JALAA MAREY/AFP/Getty Images

Speaking to reporters on Thursday, U.S. State Department spokesperson Matthew Miller reiterated Washington’s desire for de-escalation on the Israel-Lebanon border, putting the blame on Hezbollah.

“We’ve been extremely concerned about the situation in the north of Israel,” Miller said. “We don’t want to see the conflict escalate. We have seen a dramatic increase in strikes by Hezbollah across the border targeting Israeli villages, civilian infrastructure, and so we have been pursuing a diplomatic resolution to try to make clear that there should be no further escalation, and that’s what we’ll continue to pursue.”

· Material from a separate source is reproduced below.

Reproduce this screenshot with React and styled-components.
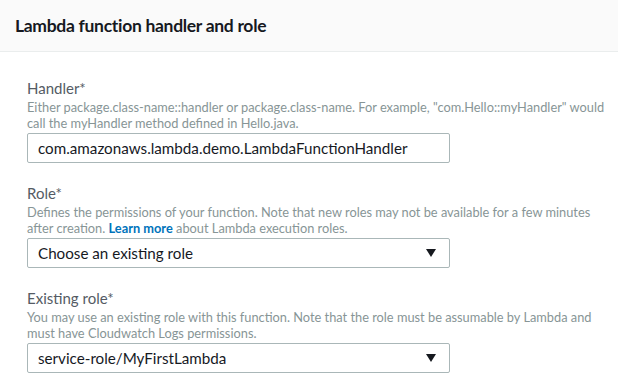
import React from "react";
import styled, { createGlobalStyle } from "styled-components";

const GlobalStyle = createGlobalStyle`
  body {
    margin: 0;
    background: #ffffff;
    font-family: Lato, "Liberation Sans", sans-serif;
  }
`;

const Panel = styled.div`
  width: 618px;
  height: 390px;
  overflow: hidden;
  background: #ffffff;
`;

const Header = styled.div`
  height: 52px;
  display: flex;
  align-items: center;
  padding: 0 15px;
  background: #fafafa;
  border-bottom: 1px solid #eaeded;
  box-sizing: border-box;
`;

const Title = styled.h2`
  margin: 0;
  font-size: 17.5px;
  font-weight: 700;
  color: #16191f;
  letter-spacing: -0.3px;
`;

const Body = styled.div`
  display: flex;
  flex-direction: column;
  gap: 20px;
  padding: 26px 27px 0;
`;

const Field = styled.div`
  display: flex;
  flex-direction: column;
`;

const Label = styled.label`
  font-size: 15px;
  line-height: 20px;
  color: #545b64;
  margin-bottom: 1px;
`;

const Desc = styled.div`
  font-size: 12.8px;
  line-height: 16px;
  color: #879596;
  margin-bottom: 2px;
  white-space: nowrap;
`;

const Link = styled.a`
  color: #0073bb;
  font-weight: 700;
  text-decoration: none;
`;

const Box = styled.div`
  width: 423px;
  height: 30px;
  box-sizing: border-box;
  border: 1px solid #aab7b8;
  border-radius: 2px;
  display: flex;
  align-items: center;
  justify-content: space-between;
  padding: 0 13px 0 10px;
  font-size: 15.2px;
  color: #16191f;
  cursor: ${({ $select }) => ($select ? "pointer" : "text")};
`;

const Arrow = styled.span`
  width: 0;
  height: 0;
  border-left: 5px solid transparent;
  border-right: 5px solid transparent;
  border-top: 8px solid #16191f;
`;

const fields = [
  {
    label: "Handler*",
    desc: (
      <>
        Either package.class-name::handler or package.class-name. For example, "com.Hello::myHandler" would
        <br />
        call the myHandler method defined in Hello.java.
      </>
    ),
    value: "com.amazonaws.lambda.demo.LambdaFunctionHandler",
  },
  {
    label: "Role*",
    desc: (
      <>
        Defines the permissions of your function. Note that new roles may not be available for a few minutes
        <br />
        after creation. <Link href="#">Learn more</Link> about Lambda execution roles.
      </>
    ),
    value: "Choose an existing role",
    select: true,
  },
  {
    label: "Existing role*",
    desc: (
      <>
        You may use an existing role with this function. Note that the role must be assumable by Lambda and
        <br />
        must have Cloudwatch Logs permissions.
      </>
    ),
    value: "service-role/MyFirstLambda",
    select: true,
  },
];

const App = () => {
  return (
    <>
      <GlobalStyle />
      <Panel>
        <Header>
          <Title>Lambda function handler and role</Title>
        </Header>
        <Body>
          {fields.map((f) => (
            <Field key={f.label}>
              <Label>{f.label}</Label>
              <Desc>{f.desc}</Desc>
              <Box $select={f.select}>
                <span>{f.value}</span>
                {f.select && <Arrow />}
              </Box>
            </Field>
          ))}
        </Body>
      </Panel>
    </>
  );
};

export default App;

The remarks came as the Biden administration continued to press for a three-phase ceasefire and prisoner swap agreement first unveiled by the president three weeks ago. While talks mediated by Qatar and Egypt continue, the agreement has been subject to conflicting narratives by U.S., Israeli and Hamas officials, leaving its fate uncertain as Washington persisted in hopes a breakthrough would also accelerate diplomacy in cooling down tensions on the Israel-Lebanon border.

“We continue to actively pursue a ceasefire in Gaza, primarily to alleviate the suffering of the Palestinian people in Gaza and to secure the return of hostages,” Miller said. “But a very important side effect, we assess, would be making it much easier to achieve a ceasefire and diplomatic resolution along the Israel-Lebanon border.”

“That said, we’re not waiting for a ceasefire in Gaza. We’re continuing to pursue diplomacy because it’s important to do,” Miller said. “But, again, it’s very difficult to reach such a resolution while the conflict in Gaza continues at the pace it is today.”